On Being Unconventional I

The word “unconventional” has crept up too often in the more recent conversations about me and my vocation discernment to be ignored any longer. It seems that to some, namely – and mainly (but not only) – the church and its representatives, being “unconventional” is pretty much incompatible with a life in the church. Let’s say it as clearly as it is. I have been told in much more flowery language (the kind of sentences you need to translate into the actual message). I don’t play by the rules enough, it seems. But I’d like to spend some time talking about this – both about  “unconventionality” in a life with God in general, and about my personal struggle to find a place in the church.

From a superficial perspective, it may be understandable that the churches generally don’t favour unconventionality – we all have made the experience, to whatever extent, that church too often comes with a “primary school faith” prerequisite – we have to behave according to set standards, and do as we are told or what we are asked to do (just a slight difference in communication – often the same effect). It’s easier to manage so many people this way. The church doesn’t do conflict very well. If you’ve ever been made to feel guilty for disagreeing in the church, if you’ve had the experience that what you wear is more essential than your prayer – that’s what I mean with “primary school faith”. Surface, conformity, avoidance of all kinds of edges. The thing is, conflict is necessary for depth in any kind of relationship.

And then, in the discernment for vocation, all of a sudden, it is fundamentally important to seek one’s own truth. Surprise! All of a sudden we’re in the deep end of personal truth that has nothing to do with what anyone else considers acceptable or convenient.

Since we’re 5 years old, we have been told stories about people who were called by God to a particular task, and who were gifted by God with exceptional courage and strength to follow through on this, against all the odds: everyone from Moses to Esther, Peter to Paul, all the Saints, Jesus himself… What would happen, I ask you, if we actually took their example seriously? How conventional exactly would we be?

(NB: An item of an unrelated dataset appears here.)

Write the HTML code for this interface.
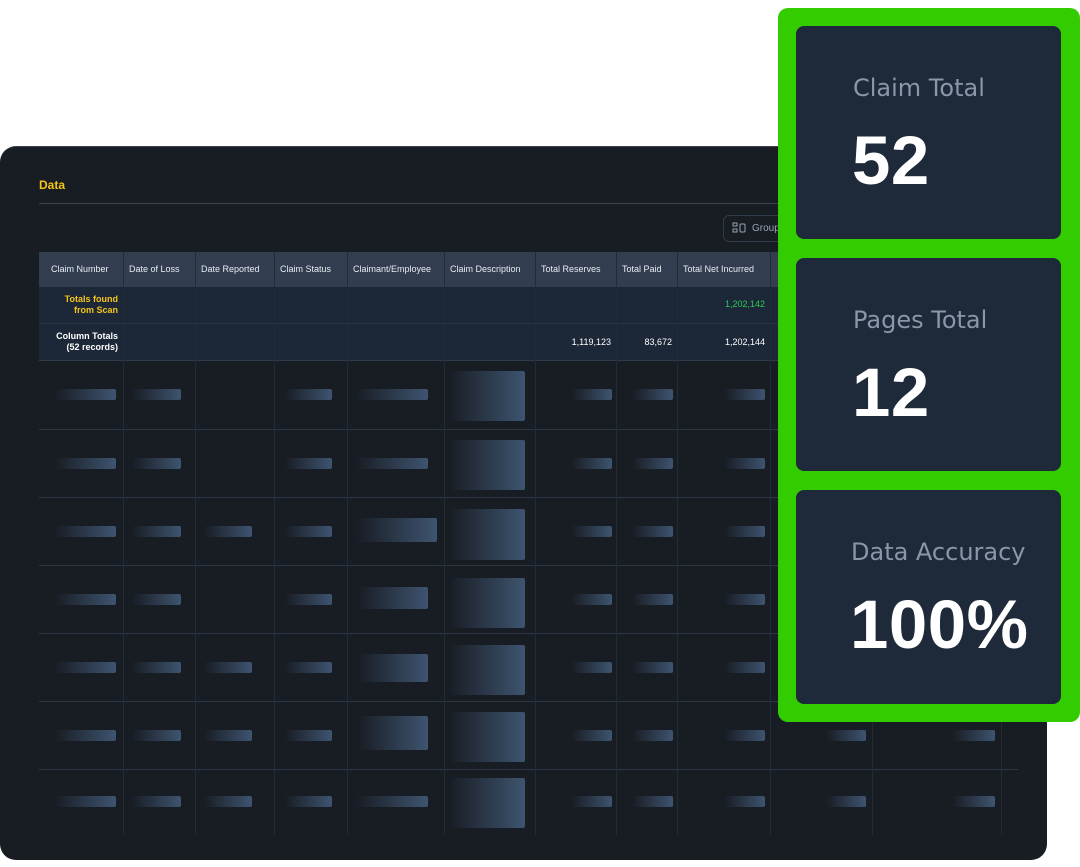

How well would we fit into a regular parish? How much support would we receive from our church leaders in taking such risks? (How well would we fit into our families? Same question.)

Just for a moment, imagine in the pew next to you the passion and enthusiasm, the uncompromising “yes” to God, of the likes of Mary, Peter, St Francis and St Clare – their risk-tried faith and the leaps of faith of all these other people who, for the sake of God, affronted every expectation society placed on them, left everything that was familiar and safe for something they didn’t understand and who thereby rebelled against their families and against the established religion – not for the sake of rebellion itself but for the sake of their calling.

And what about Jesus? How more blindingly clear can it get – he gave up everything that was not compatible with what he needed to do for God: family approval, work, the obligations that tradition, culture, society place on all of us, obedience to religious and political leaders, and in the end, his life. There is nothing conventional in the choices he made. And how easy could his life have been if he had conformed to what was expected of him? What would his sense of self have been if he had done that? Would he have known the fullness of his life?

How much of that kind of discipleship is left in the church? And how much of the church has settled for the “domesticated Jesus”?

The ‘cost of discipleship’ has very little to do with submitting to ‘religiously acceptable’ behaviour. It’s all about following God’s call into truth, often against resistance from those around us. Being called is rarely a comfortable experience.

The church likes things to be ordered. Sometimes, it becomes so neat and tidy and worried about any kind of mess that there is no space in the boxes for things they haven’t planned for.

We are asked to worship God “in the Spirit and in truth”. And if that’s what we are actually trying to do, can the church handle it?